It looks like the market is starting to pick back up again with inquiries on homes and sales being posted. It’s comes as no surprise there having been fewer buyers out there when the heat and humidity was likely driving them back into cooler zones of comfort. I took a few hours out of my schedule to get some much needed tidying up around my office today. There always comes that time when I say to myself, “Enough! This office has got to get back in shape.” After finishing up, I looked back and was glad to find it once again pleasing to my eyes.
I’ve already posted the open house I’m going to have this Saturday. It’s one of my absolute favorite mid-century homes. The open design on the main floor is what really captivates me. Whomever designed it, was a master when it came to designing a home around the movements of the sun and the natural light it sends within. The home is located at 15 N. Ohio which is a great place for a young family to raise their children. Being close to all three schools, East Park, and of course in these days, the swimming pool, gives it that much more of an advantage over other homes on the market. It’s spotlessly clean and in move-in condition. And don’t forget about the newer and larger double garage out back. The owner wants it sold, so don’t wait in case someone else has their sights already set on it.

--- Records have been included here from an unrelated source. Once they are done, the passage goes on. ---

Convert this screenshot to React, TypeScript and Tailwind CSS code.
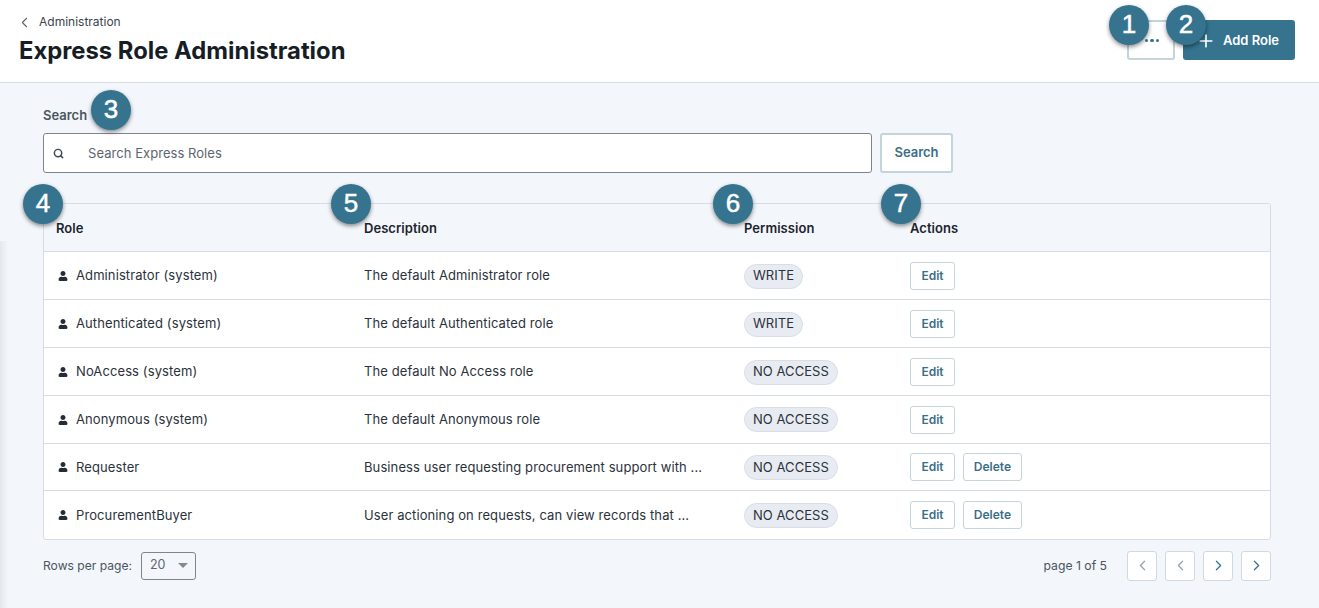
import React from "react";
import { ChevronLeft, ChevronRight, Plus, Search } from "lucide-react";
import { FaUser } from "react-icons/fa";

type Role = {
  name: string;
  description: string;
  permission: string;
  canDelete?: boolean;
};

const ROLES: Role[] = [
  { name: "Administrator (system)", description: "The default Administrator role", permission: "WRITE" },
  { name: "Authenticated (system)", description: "The default Authenticated role", permission: "WRITE" },
  { name: "NoAccess (system)", description: "The default No Access role", permission: "NO ACCESS" },
  { name: "Anonymous (system)", description: "The default Anonymous role", permission: "NO ACCESS" },
  {
    name: "Requester",
    description: "Business user requesting procurement support with ...",
    permission: "NO ACCESS",
    canDelete: true,
  },
  {
    name: "ProcurementBuyer",
    description: "User actioning on requests, can view records that ...",
    permission: "NO ACCESS",
    canDelete: true,
  },
];

const MARKERS = [
  { n: 1, cls: "left-[1109px] top-[5px]" },
  { n: 2, cls: "left-[1166px] top-[5px]" },
  { n: 3, cls: "left-[91px] top-[90px]" },
  { n: 4, cls: "left-[23px] top-[184px]" },
  { n: 5, cls: "left-[331px] top-[184px]" },
  { n: 6, cls: "left-[713px] top-[184px]" },
  { n: 7, cls: "left-[881px] top-[184px]" },
];

function SmallButton({ label }: { label: string }) {
  return (
    <button
      type="button"
      className="flex h-[28px] min-w-[45px] items-center justify-center rounded-[3px] border border-[#c5d3da] bg-white px-[9.75px] text-[12px] font-semibold tracking-[0.02px] text-[#3b6f86]"
    >
      {label}
    </button>
  );
}

function PageButton({ dir, dim }: { dir: "left" | "right"; dim?: boolean }) {
  const color = dim ? "text-[#9aa3ab]" : "text-[#35738f]";
  return (
    <button
      type="button"
      className="flex h-[30px] w-[30px] items-center justify-center rounded-[3px] border border-[#d0d9df] bg-white"
    >
      {dir === "left" ? (
        <ChevronLeft size={17} strokeWidth={1.75} className={color} />
      ) : (
        <ChevronRight size={17} strokeWidth={1.75} className={color} />
      )}
    </button>
  );
}

export default function App() {
  return (
    <div className="relative h-[608px] overflow-hidden bg-[#f3f7fb] font-['Inter',sans-serif] text-[#1d242d]">
      <header className="flex h-[83px] items-start justify-between border-b border-[#d5dde2] bg-white pl-[19px] pr-[24px]">
        <div>
          <div className="mt-[14px] flex h-[16px] items-center text-[12px] text-[#3c444c]">
            <ChevronLeft size={17} strokeWidth={1.5} className="-ml-[3px] mr-[6px] text-[#5b636b]" />
            Administration
          </div>
          <h1 className="mt-[4px] text-[23.8px] font-bold leading-[34px] text-[#171d25]">
            Express Role Administration
          </h1>
        </div>
        <div className="mt-[20px] flex gap-[8px]">
          <button
            type="button"
            className="flex h-[40px] w-[48px] items-center justify-center gap-[2px] rounded-[3px] border-2 border-[#c5d3da] bg-white pl-[2px] pt-[1px]"
          >
            <span className="h-[3.5px] w-[3.5px] rounded-full bg-[#35738f]" />
            <span className="h-[3.5px] w-[3.5px] rounded-full bg-[#35738f]" />
            <span className="h-[3.5px] w-[3.5px] rounded-full bg-[#35738f]" />
          </button>
          <button
            type="button"
            className="flex h-[40px] w-[112px] items-center justify-end gap-[7px] rounded-[3px] bg-[#35738f] pr-[16px] pt-[1px] text-[13px] font-semibold text-white"
          >
            <Plus size={20} strokeWidth={2} />
            Add Role
          </button>
        </div>
      </header>

      <main className="pl-[43px] pr-[48px]">
        <label className="mt-[24px] block text-[13px] font-semibold leading-[16px] text-[#4b555e]">
          Search
        </label>
        <div className="mt-[10px] flex gap-[8px]">
          <div className="flex h-[40px] w-[829px] items-center rounded-[3px] border border-[#7d868e] bg-white pl-[9px] pt-[1px]">
            <Search size={11} strokeWidth={3.25} className="text-[#3f4a53]" />
            <span className="ml-[24px] text-[13px] tracking-[0.05px] text-[#5d666e]">Search Express Roles</span>
          </div>
          <button
            type="button"
            className="h-[40px] w-[73px] rounded-[3px] border-2 border-[#c5d3da] bg-white text-[13px] font-semibold text-[#3b6f86]"
          >
            Search
          </button>
        </div>

        <div className="mt-[30px] overflow-hidden rounded-[3px] border border-[#d5dde2] bg-white">
          <div className="grid h-[48px] grid-cols-[308px_380px_166px_1fr] items-end border-b border-[#d5dde2] bg-[#f3f7fb] pb-[15px] text-[13px] font-semibold leading-[16px] tracking-[0.05px] text-[#1d242d]">
            <div className="px-[12px]">Role</div>
            <div className="px-[12px]">Description</div>
            <div className="px-[12px]">Permission</div>
            <div className="px-[12px]">Actions</div>
          </div>
          {ROLES.map((role, i) => (
            <div
              key={role.name}
              className={
                "grid grid-cols-[308px_380px_166px_1fr] items-center text-[13px] tracking-[0.1px] text-[#2b323a] " +
                (i < 3 ? "h-[48px] pt-[1px] " : "h-[47.6px] pt-[1px] ") +
                (i < ROLES.length - 1 ? "border-b border-[#d5dde2]" : "")
              }
            >
              <div className="flex items-center px-[12px]">
                <FaUser className="ml-[2px] mr-[8px] h-[10px] w-[10px] text-[#252c35]" />
                {role.name}
              </div>
              <div className="truncate px-[12px]">{role.description}</div>
              <div className="px-[12px]">
                <span className="inline-flex h-[25px] items-center rounded-full border border-[#d8dee6] bg-[#e8ecf2] px-[8px] text-[13px] tracking-[0.05px] text-[#2b323a]">
                  {role.permission}
                </span>
              </div>
              <div className="flex gap-[8px] px-[12px] tracking-normal">
                <SmallButton label="Edit" />
                {role.canDelete && <SmallButton label="Delete" />}
              </div>
            </div>
          ))}
        </div>

        <div className="mt-[11px] flex items-center justify-between">
          <div className="flex items-center text-[12.1px] text-[#4b555e]">
            Rows per page:
            <div className="ml-[9px] flex h-[28px] w-[55px] items-center justify-between rounded-[3px] border border-[#7d868e] pl-[8px] pr-[7px] text-[12.5px] text-[#5d666e]">
              20
              <span className="h-0 w-0 border-x-[5px] border-t-[5px] border-x-transparent border-t-[#83898f]" />
            </div>
          </div>
          <div className="flex items-center">
            <span className="mr-[20px] text-[12.2px] text-[#4b555e]">page 1 of 5</span>
            <div className="flex gap-[8px]">
              <PageButton dir="left" dim />
              <PageButton dir="left" dim />
              <PageButton dir="right" />
              <PageButton dir="right" />
            </div>
          </div>
        </div>
      </main>

      {/* sidebar shadow peeking in on the left */}
      <div className="absolute bottom-0 left-0 top-[241px] w-[8px] bg-gradient-to-r from-[#e4e8ec] to-transparent" />

      {MARKERS.map((m) => (
        <div
          key={m.n}
          className={
            "absolute flex h-[40px] w-[40px] items-center justify-center rounded-full bg-[#35738f] pb-[2px] font-['Liberation_Sans',sans-serif] text-[26px] text-white shadow-[0_2px_4px_rgba(0,0,0,0.45)] [-webkit-text-stroke:0.5px_white] " +
            m.cls
          }
        >
          {m.n}
        </div>
      ))}
    </div>
  );
}
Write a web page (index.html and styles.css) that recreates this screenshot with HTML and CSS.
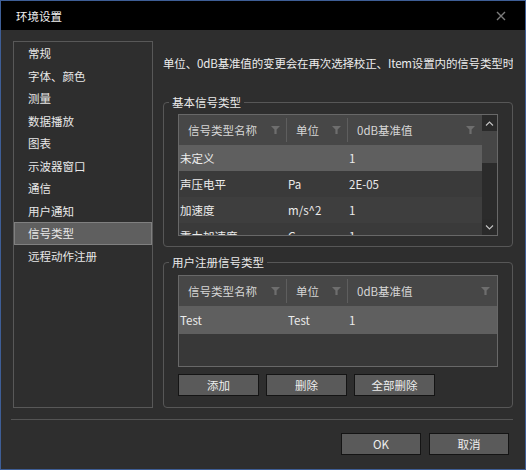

I had a very interesting conversation with a young couple who are looking at purchasing an older home that’s in need of not only updating, but also some re-arranging of walls and possibly a room or two added to the living space. I mentioned to them as I’ve done with others before, “If you think you’ve decided on a floor plan, don’t stick to it because if you take your time and start in one particular section of the house, it will give you time to make not only small changes, but likely big ones as well.” I went on to say that when you’re completely immersed in a project, you find that after spending so much time there, the “feel” of it changes and that’s when you start thinking about flow and overall function. I’ve been up to my eyebrows in projects of my own over the years and discovered how it was to my advantage to begin in a slow and easy fashion to where as the conversion starts happening, all of a sudden one day, a much better and more comfortable design appears. Several years ago I was working on an upstairs apartment which had me befuddled as to what could be done with it. The square footage was there but the walls were in the wrong place. Too much natural light was being absorbed by mis-placed doors and closets. Finally, one day just before I left, it hit me. The future design finally appeared to me after being there for countless hours. The changes that had to be made were not that overwhelming and the finished design was so balanced and beautiful to where likely no one would’ve noticed any major changes in its original design. There’ve been countless times I’ve walked into existing buildings that have been re-designed to fit the needs of its new occupant and after looking around I say to myself, “Whomever designed this didn’t take enough time to study functionality.” I’ve decided there must be much more time spent on a project so to allow the soul of the building or home to speak to whomever is wrestling with its design, function, and appeal.
We must always allow the “soul” of every home and building time enough to speak while attempting to re-design and improve. Without question, it’s all about balance.